3. **Put it all together:** Now we have our 'm' and our 'b', so we can write our line equation: y = -950x + 4000.

4. **Describe the variables:**
* 'y' is what we're trying to find out – the computer's value.
* 'x' is the number of years that have gone by.

5. **Make a prediction:** Let's say we want to know what the computer is worth after 3 years. We just put '3' in place of 'x' in our equation:
y = -950 * 3 + 4000
y = -2850 + 4000
y = 1150
So, after 3 years, the computer would be worth $1150. It's cool how we can predict things like that!

Alternative answer

Answer:
The linear equation is V = -950t + 4000.
Here, V represents the value of the computer in dollars, and t represents the number of years since it was purchased.
Prediction: After 3 years, the value of the computer will be $1150. Explain
This is a question about how something loses value over time at a steady speed, which we can show with a linear equation, like drawing a straight line! We call this depreciation. The solving step is:

1. **Understand what we know:**
* The computer started at a price of $4000. This is like the starting point on our graph, or the 'b' in the y = mx + b equation. So, b = 4000.
* It loses $950 in value every year. Since it's *losing* value, this number will be negative. This is the 'rate of change' or the 'slope', which is 'm' in our equation. So, m = -950.

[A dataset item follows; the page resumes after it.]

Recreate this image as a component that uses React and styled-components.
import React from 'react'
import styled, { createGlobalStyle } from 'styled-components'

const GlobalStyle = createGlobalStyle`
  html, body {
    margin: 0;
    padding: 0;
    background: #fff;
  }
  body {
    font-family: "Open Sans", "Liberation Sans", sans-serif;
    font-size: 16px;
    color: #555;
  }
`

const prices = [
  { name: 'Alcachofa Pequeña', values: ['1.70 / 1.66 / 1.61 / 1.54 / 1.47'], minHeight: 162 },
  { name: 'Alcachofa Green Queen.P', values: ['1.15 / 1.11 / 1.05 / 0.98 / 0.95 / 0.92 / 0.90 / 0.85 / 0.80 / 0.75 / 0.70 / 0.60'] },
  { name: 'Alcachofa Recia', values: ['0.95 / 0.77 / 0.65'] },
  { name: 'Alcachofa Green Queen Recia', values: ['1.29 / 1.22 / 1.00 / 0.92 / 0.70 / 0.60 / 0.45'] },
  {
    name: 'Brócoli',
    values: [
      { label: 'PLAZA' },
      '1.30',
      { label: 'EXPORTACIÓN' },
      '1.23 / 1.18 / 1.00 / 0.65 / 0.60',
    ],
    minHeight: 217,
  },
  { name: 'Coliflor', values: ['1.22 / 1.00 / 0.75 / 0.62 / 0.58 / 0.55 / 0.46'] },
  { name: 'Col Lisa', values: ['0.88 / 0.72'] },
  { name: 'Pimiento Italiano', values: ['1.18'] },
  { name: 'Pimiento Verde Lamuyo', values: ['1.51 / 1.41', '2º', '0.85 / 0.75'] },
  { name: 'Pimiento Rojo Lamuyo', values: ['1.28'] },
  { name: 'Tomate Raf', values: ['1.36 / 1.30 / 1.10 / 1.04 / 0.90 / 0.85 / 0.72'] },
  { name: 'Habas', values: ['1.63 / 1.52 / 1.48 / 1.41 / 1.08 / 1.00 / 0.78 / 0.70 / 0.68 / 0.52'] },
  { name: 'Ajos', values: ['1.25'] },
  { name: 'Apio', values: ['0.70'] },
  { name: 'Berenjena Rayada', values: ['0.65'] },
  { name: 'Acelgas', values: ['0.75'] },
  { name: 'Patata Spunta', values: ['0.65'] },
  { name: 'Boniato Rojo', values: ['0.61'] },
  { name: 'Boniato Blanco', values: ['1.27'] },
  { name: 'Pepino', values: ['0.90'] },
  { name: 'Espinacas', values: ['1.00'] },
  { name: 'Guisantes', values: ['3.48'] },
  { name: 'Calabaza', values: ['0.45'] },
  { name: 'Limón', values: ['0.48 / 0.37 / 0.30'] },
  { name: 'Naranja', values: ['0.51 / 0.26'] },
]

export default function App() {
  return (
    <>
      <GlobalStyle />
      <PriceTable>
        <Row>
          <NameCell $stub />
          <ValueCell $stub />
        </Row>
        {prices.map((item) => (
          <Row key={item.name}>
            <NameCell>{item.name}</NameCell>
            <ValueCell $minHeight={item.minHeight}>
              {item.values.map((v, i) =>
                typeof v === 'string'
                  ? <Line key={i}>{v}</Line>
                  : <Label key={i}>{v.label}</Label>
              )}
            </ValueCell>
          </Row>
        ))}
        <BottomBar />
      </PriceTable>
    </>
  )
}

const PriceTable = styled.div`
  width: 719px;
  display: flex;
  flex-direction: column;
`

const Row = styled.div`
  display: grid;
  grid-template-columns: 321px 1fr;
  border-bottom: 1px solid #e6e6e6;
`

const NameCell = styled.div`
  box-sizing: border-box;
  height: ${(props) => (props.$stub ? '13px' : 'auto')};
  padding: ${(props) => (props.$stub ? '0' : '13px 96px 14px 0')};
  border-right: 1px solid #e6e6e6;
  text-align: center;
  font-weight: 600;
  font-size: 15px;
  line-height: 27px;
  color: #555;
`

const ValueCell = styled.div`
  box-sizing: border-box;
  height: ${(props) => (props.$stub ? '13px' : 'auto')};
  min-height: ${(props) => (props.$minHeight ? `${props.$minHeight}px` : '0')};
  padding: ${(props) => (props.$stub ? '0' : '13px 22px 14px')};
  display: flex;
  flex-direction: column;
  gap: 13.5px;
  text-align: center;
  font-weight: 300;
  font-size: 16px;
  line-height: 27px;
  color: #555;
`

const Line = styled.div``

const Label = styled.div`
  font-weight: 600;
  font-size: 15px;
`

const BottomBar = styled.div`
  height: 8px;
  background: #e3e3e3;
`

2. **Write the equation:**
* We use the form y = mx + b. Instead of 'y', we can use 'V' for Value, and instead of 'x', we can use 't' for time (in years).
* So, V = -950t + 4000.

3. **Explain the variables:**
* 'V' is how much the computer is worth in dollars at a certain time.
* 't' is how many years have passed since the computer was bought.

4. **Make a prediction:**
* Let's pick an easy number for 't' to see what happens. How about after 3 years?
* We put '3' in for 't' in our equation: V = -950 * 3 + 4000.
* First, multiply: -950 * 3 = -2850.
* Then, add: V = -2850 + 4000 = 1150.
* So, after 3 years, the computer is worth $1150.